I also think that the experiences I had growing up gave me perspective on the ways that people interact with Jesus. I don’t think my dad had an outright problem with Jesus, but he was emotionally bankrupt-so the moments of true connection freaked him out. We need to be aware of these people in our lives, and churches. The people for whom community and church are really not easy. They might not need another giant hug or aren’t ready for time at the altar. My dad was never going to be the gregarious church guy. He was also not good at faking it. He was, who he was…every time. Surrendering to God can take a literal lifetime and a million mistakes. My dad prayed at the end of his life and asked God to forgive him.

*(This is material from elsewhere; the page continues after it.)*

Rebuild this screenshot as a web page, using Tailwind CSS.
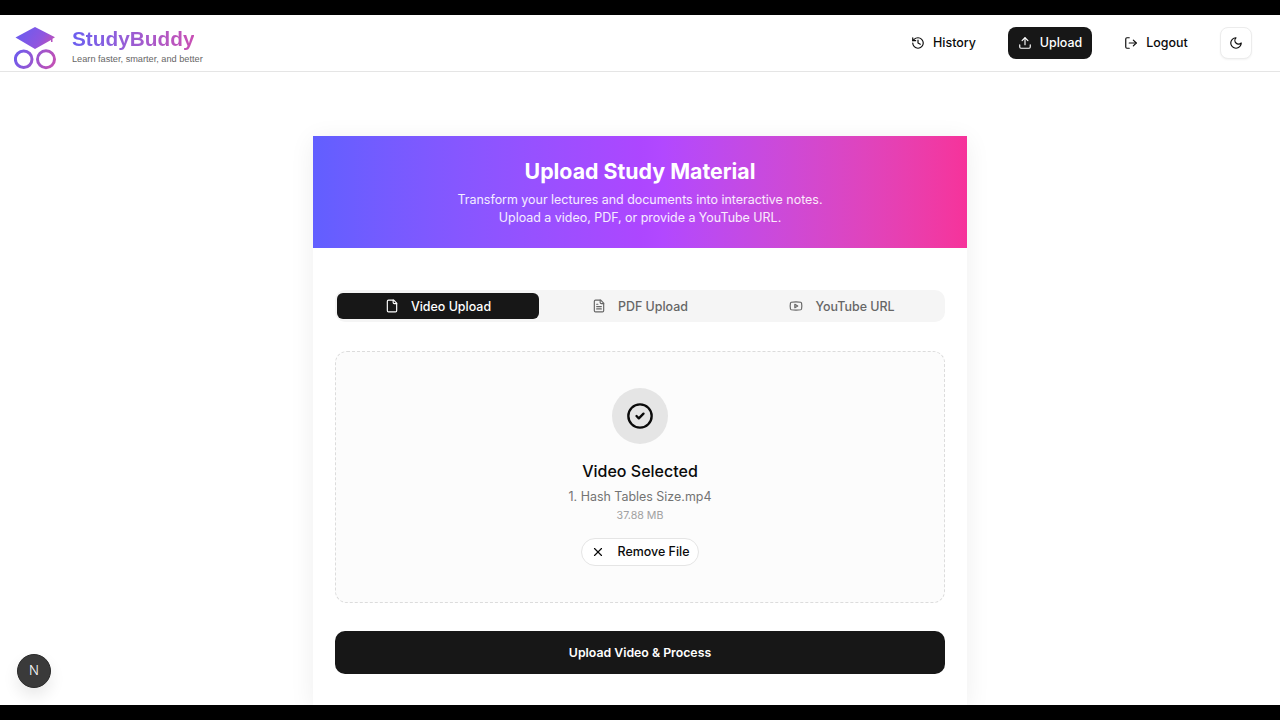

It struck me then, though, that Jesus didn’t “come back” to him at that moment that he prayed. It was like Jesus was just waiting quietly by the door, waiting for my dad to open it.
While there are seriously pages and pages of stories I could tell you-my mom alone could fill an entire blog-the ways that she forgave, laughed, loved, and worked so hard to keep our home “normal,” but those will be saved for another time. This story is about the negative space, and the absences. The negative space shines a light on the subject, and brings out it’s true value.